Po czym
stwierdzić, że film był dobry? To proste! Musi zostać w głowie dłużej niż do
napisów końcowych. Przynajmniej tak uważałam kiedyś. Teraz dochodzę do wniosku,
że pamiętamy głównie bzdury. Im oglądana przez nas treść jest głupsza,
śmieszniejsza, bardziej kontrowersyjna – tym dłużej będziemy ją wspominać.
W
zeszłym tygodniu obejrzałam film Don Jon. Kilka dni później wciąż o nim
myślałam. Prawdopodobnie było to spowodowane faktem, ze chciałam napisać
tę recenzję, ale jest tez szansa, że nie
był kinowym niewypałem. Czy warto zatem
wydać 30 zł, żeby zobaczyć Don Jona na srebrnym ekranie? Odpowiedź jak to
zwykle bywa, nie jest jednoznaczna.
Idąc do
kina nie miejcie wątpliwości - Don Jon to typowy film nastawiony na zysk.
Scenariusz został tak sprytnie skonstruowany, żeby przekaz trafiał do jak
najszerszego grona odbiorców. Widzowie z mniej pofałdowanymi mózgami dostaną
cycki, sex i fabułę rodem z Warsaw Shore, a Ci bardziej rozgarnięci będą
doszukiwać się drugiego dna.
Czy drugie dno istnieje?
Czy drugie dno istnieje?
I tak i nie.
Film z założenia jest pastiszem. Pokazuje kim się staliśmy będąc pod wpływem
wszechobecnej komercjalizacji życia i spłycenia relacji międzyludzkich.
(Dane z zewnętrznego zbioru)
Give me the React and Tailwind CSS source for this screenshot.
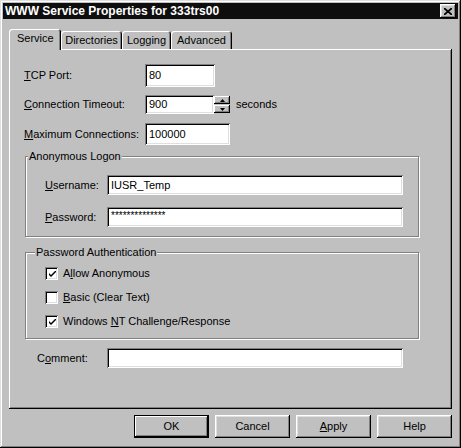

Pokazuje jak wulgarna seksualność reklam wyprasowała nam zwoje mózgowe,
prymitywizując i upośledzając kontakty z innymi. Widzimy jak w głębokie
wartości jakimi były czas z rodziną czy msze święte wkroczyła makdonalizacja i
rutyna, czyniąc je komedią. Obiady z nieproszonymi gośćmi- telewizorem i
smartfonem czy automatyczne, bezrefleksyjne pokuty to dziś stałe punkty
tygodnia, które nic już nie znaczą i nic nie wnoszą. Wspólny sex nie oznacza
już kobiety i mężczyzny tylko mężczyzny i filmu pornograficznego. Wreszcie pokazuje jednostronną,
egoistyczną farsę jaka zastąpiła związki partnerskie.
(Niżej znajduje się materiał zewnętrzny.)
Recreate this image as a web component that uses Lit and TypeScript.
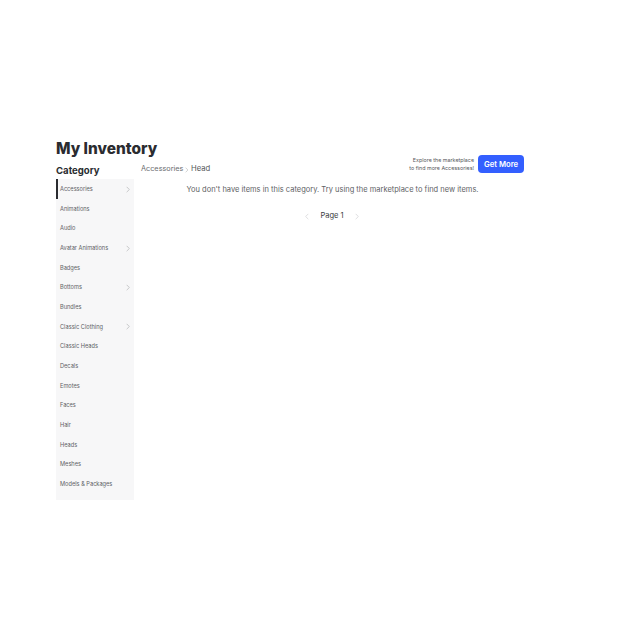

Czy naprawdę znikąd szukać nadziei?
Joseph
Gordon-Levitt pokazuje nam, że wybawienie od spalających schematów może czaić
się w najmniej spodziewanym miejscu i pochodzić z ręki najmniej podejrzewanych
osób. Uczymy się, że budowanie relacji pod egoistycznie stworzony brief nigdy
nie wychodzi, a związek to nic innego jak praca dwójki osób. Banał? Oczywiście,
że tak, ale prawdziwy i bardziej niż kiedykolwiek wcześniej, na czasie. Żyjąc w
świecie instant każdy z nas chciałby natychmiast otrzymywać gotowy produkt,
tymczasem Don Jon posługując się erotyczno-pornograficznym językiem pokazuje,
że warto się czasem postarać i zapracować na coś cenniejszego.
Przemyślenia po seansie?
Kilka.
Przede wszystkim uważam, że film jest nierówny. Pierwsza połowa jest spójna i
dynamiczna, druga natomiast zmienia temperaturę i zniechęca oczywistościami.
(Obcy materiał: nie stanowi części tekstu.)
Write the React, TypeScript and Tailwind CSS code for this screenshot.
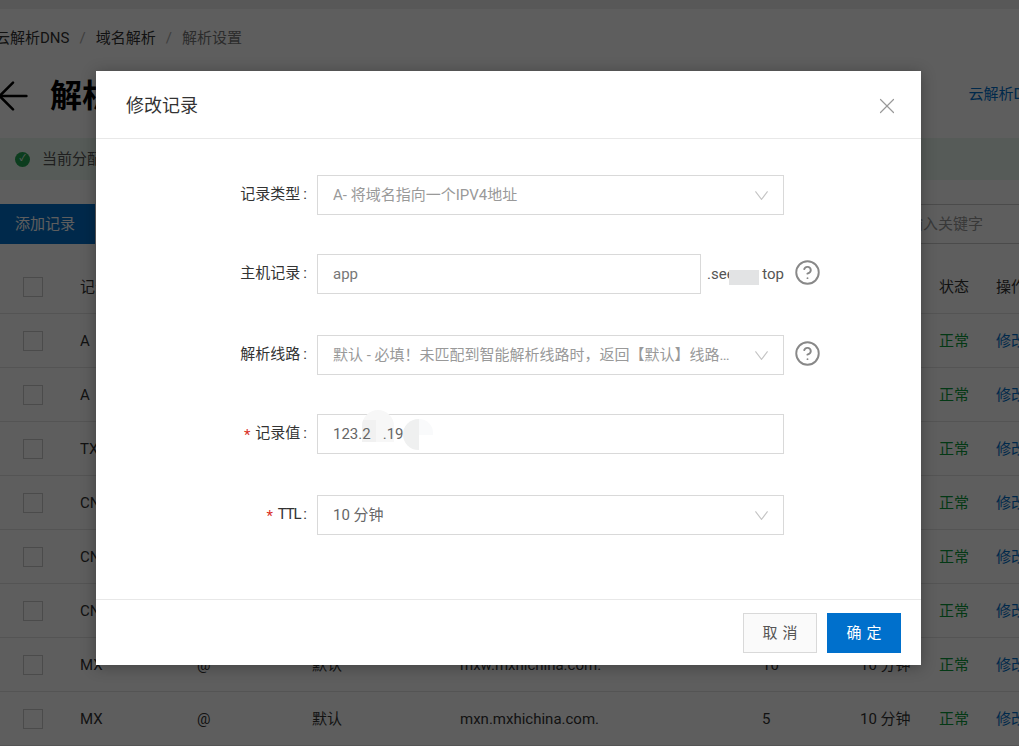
import React from 'react';
import { X, CircleHelp, ArrowLeft } from 'lucide-react';

const rows = [
    { type: 'A', host: '', line: '', value: '', mx: '', ttl: '' },
    { type: 'A', host: '', line: '', value: '', mx: '', ttl: '' },
    { type: 'TXT', host: '', line: '', value: '', mx: '', ttl: '' },
    { type: 'CNAME', host: '', line: '', value: '', mx: '', ttl: '' },
    { type: 'CNAME', host: '', line: '', value: '', mx: '', ttl: '' },
    { type: 'CNAME', host: '', line: '', value: '', mx: '', ttl: '' },
    { type: 'MX', host: '@', line: '默认', value: 'mxw.mxhichina.com.', mx: '10', ttl: '10 分钟' },
    { type: 'MX', host: '@', line: '默认', value: 'mxn.mxhichina.com.', mx: '5', ttl: '10 分钟' },
];

const rowGrid = 'grid grid-cols-[80px_117px_115px_148px_302px_98px_79px_57px_1fr] items-center pt-[1px]';

function RecordTable() {
    return (
        <div className="mt-4 text-[15px] text-[#333]">
            <div className={`${rowGrid} h-[54px] border-b border-[#e5e5e5]`}>
                <span className="ml-[23px] h-5 w-5 border border-[#ccc] bg-white" />
                <span>记录类型</span>
                <span />
                <span />
                <span />
                <span />
                <span />
                <span className="whitespace-nowrap">状态</span>
                <span className="whitespace-nowrap">操作</span>
            </div>
            {rows.map((row, i) => (
                <div key={i} className={`${rowGrid} h-[54px] border-b border-[#e5e5e5]`}>
                    <span className="ml-[23px] h-5 w-5 border border-[#ccc] bg-white" />
                    <span>{row.type}</span>
                    <span>{row.host}</span>
                    <span>{row.line}</span>
                    <span>{row.value}</span>
                    <span>{row.mx}</span>
                    <span className="whitespace-nowrap">{row.ttl}</span>
                    <span className="whitespace-nowrap text-[#0a9a3a]">正常</span>
                    <span className="whitespace-nowrap text-[#0070cc]">修改</span>
                </div>
            ))}
        </div>
    );
}

function Background() {
    return (
        <div className="h-[746px] overflow-hidden bg-white">
            <div className="h-[9px] bg-[#eee]" />
            <div className="mt-[19px] flex h-5 items-center gap-[10px] whitespace-nowrap text-[15px] text-[#333]">
                <span className="-ml-[5px]">云解析DNS</span>
                <span className="text-[#aaa]">/</span>
                <span>域名解析</span>
                <span className="text-[#aaa]">/</span>
                <span className="text-[#777]">解析设置</span>
            </div>
            <div className="mt-[28px] flex h-10 items-center">
                <ArrowLeft className="-ml-[10px] h-[46px] w-[46px] shrink-0 text-black" strokeWidth={1.3} />
                <span className="ml-[14px] text-[32px] font-bold text-black">解析设置</span>
                <span className="mb-1 ml-auto mr-[-24px] whitespace-nowrap text-[15px] text-[#0070cc]">云解析DNS</span>
            </div>
            <div className="mt-[22px] flex h-[42px] items-center bg-[#e9f7ee] pl-[15px] text-[15px] text-[#555]">
                <span className="flex h-[15px] w-[15px] items-center justify-center rounded-full bg-[#22a651] text-[9px] text-white">✓</span>
                <span className="ml-3">当前分配的DNS服务器</span>
            </div>
            <div className="mt-6 flex h-10 items-center justify-between">
                <span className="flex h-10 w-[95px] items-center bg-[#0070cc] pl-[15px] text-[15px] text-white">添加记录</span>
                <span className="flex h-10 w-[131px] items-center whitespace-nowrap border-y border-[#ccc] pl-[5px] text-[15px] text-[#999]">请输入关键字</span>
            </div>
            <RecordTable />
        </div>
    );
}

function FieldLabel({ required, children }: { required?: boolean; children: React.ReactNode }) {
    return (
        <label className="flex w-[221px] shrink-0 items-center justify-end whitespace-nowrap pb-[2px] pr-[10px] text-[15px] text-[#333]">
            {required && <span className="mr-[5px] translate-y-[2px] text-[#d93026]">*</span>}
            {children}<span className="ml-[3px]">:</span>
        </label>
    );
}

function SelectArrow() {
    return (
        <svg width="13" height="9" viewBox="0 0 13 9" fill="none" className="shrink-0">
            <path d="M0.4 0.4 L6.5 8.4 L12.6 0.4" stroke="#c4c4c4" strokeWidth="1.1" />
        </svg>
    );
}

function SelectBox({ children }: { children: React.ReactNode }) {
    return (
        <div className="flex h-10 w-[467px] items-center border border-[#d9d9d9] bg-white pl-[15px] pr-[15px] text-[15px] text-[#999]">
            <span className="flex-1 truncate pr-[18px]">{children}</span>
            <SelectArrow />
        </div>
    );
}

function EditDialog() {
    return (
        <div className="absolute left-[96px] top-[71px] flex h-[594px] w-[825px] flex-col bg-white shadow-[0_2px_14px_rgba(0,0,0,0.3)]">
            <div className="flex h-[68px] items-center justify-between border-b border-[#e8e8e8] pl-[30px] pr-[21px] pt-[3px]">
                <span className="text-lg text-[#333]">修改记录</span>
                <X className="h-[26px] w-[26px] text-[#999]" strokeWidth={1.1} />
            </div>
            <div className="flex-1 pt-[36px]">
                <div className="flex items-center">
                    <FieldLabel>记录类型</FieldLabel>
                    <SelectBox>A- 将域名指向一个IPV4地址</SelectBox>
                </div>
                <div className="mt-[39px] flex items-center">
                    <FieldLabel>主机记录</FieldLabel>
                    <div className="flex h-10 w-[384px] items-center border border-[#d9d9d9] pl-[15px] pt-[1px] text-[15px] text-[#777]">app</div>
                    <span className="relative ml-[6px] flex h-5 w-[77px] items-center justify-between text-[15px] leading-5 text-[#555]">
                        <span>.see</span>
                        <span className="absolute left-[22px] top-[6px] h-[15px] w-[30px] bg-[#e2e3e4]" />
                        <span>top</span>
                    </span>
                    <CircleHelp className="mb-1 ml-[10px] h-[27px] w-[27px] text-[#888]" strokeWidth={1.7} />
                </div>
                <div className="mt-[41px] flex items-center">
                    <FieldLabel>解析线路</FieldLabel>
                    <SelectBox>默认 - 必填！未匹配到智能解析线路时，返回【默认】线路设置结果</SelectBox>
                    <CircleHelp className="mb-1 ml-[10px] h-[27px] w-[27px] text-[#888]" strokeWidth={1.7} />
                </div>
                <div className="mt-[39px] flex items-center">
                    <FieldLabel required>记录值</FieldLabel>
                    <div className="relative flex h-10 w-[467px] items-center border border-[#d9d9d9] pl-[15px] text-[15px] text-[#666]">
                        <span className="relative z-10">123.2</span>
                        <span className="absolute left-[44px] top-[-5px] flex h-[32px] w-[32px] overflow-hidden rounded-t-full bg-[#f7f7f7]">
                            <span className="mt-[10px] w-[14px] bg-[#f1f1f1]" />
                        </span>
                        <span className="relative z-10 ml-[12px]">.19</span>
                        <span className="absolute left-[85px] top-[4px] flex items-start">
                            <span className="h-[31px] w-[16px] rounded-l-full bg-[#eff0f0]" />
                            <span className="h-[16px] w-[14px] rounded-tr-full bg-[#f9fafb]" />
                        </span>
                    </div>
                </div>
                <div className="mt-[41px] flex items-center">
                    <FieldLabel required><span className="tracking-[-1.2px]">TTL</span></FieldLabel>
                    <SelectBox><span className="text-[#666]">10 分钟</span></SelectBox>
                </div>
            </div>
            <div className="flex h-[66px] items-start justify-end gap-[10px] border-t border-[#e8e8e8] pr-[20px] pt-[13px]">
                <button className="h-10 w-[74px] border border-[#d9d9d9] bg-[#fafafa] pl-[5px] text-[15px] tracking-[5px] text-[#555]">取消</button>
                <button className="h-10 w-[74px] bg-[#0070cc] pl-[5px] text-[15px] tracking-[5px] text-white">确定</button>
            </div>
        </div>
    );
}

export default function App() {
    return (
        <div className="relative h-[746px] w-[1019px] overflow-hidden font-['Roboto','Noto_Sans_CJK_SC',sans-serif]">
            <Background />
            <div className="absolute inset-0 bg-black/[.63]" />
            <EditDialog />
        </div>
    );
}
Zakończenie przyszło zbyt szybko, a zmiany w mentalności głównego bohatera
pojawiły się spontanicznie i bez wysiłku. Widz może odnieść wrażenie, że życie
jest strasznie proste, gdy tylko zacznie się myśleć, a jak wszyscy wiemy to nie
do końca prawda. To wszystko sprawia, że szybko rozpędzona lokomotywa
niebezpiecznie zwalnia przed końcem, pozostawiając pewien niedosyt. Na
szczęście nie jest on tak wielki, żeby zniszczyć pierwsze wrażenie. Film warto
obejrzeć, może niekoniecznie w kinie, ale nie jest to pusty przekaz. Dodatkowo
hollywoodzka obsada w osobach Scarlett Johansson, Julianne Moore i wspomnianego
już Josepha Gordona-Levitta (który
napisał też scenariusz i film wyreżyserował) zachęca, szczególnie, że zobaczymy
ich w rolach dla siebie nietypowych. Don Jon to uniwersalna historia obyczajowa
zrealizowana w dość nowatorski sposób, będąca gwarancją dobrej, aczkolwiek
nieskomplikowanej rozrywki. Jeśli nie jesteście zbyt pruderyjni i nie męczą Was
odgłosy filmów pornograficznych – polecam.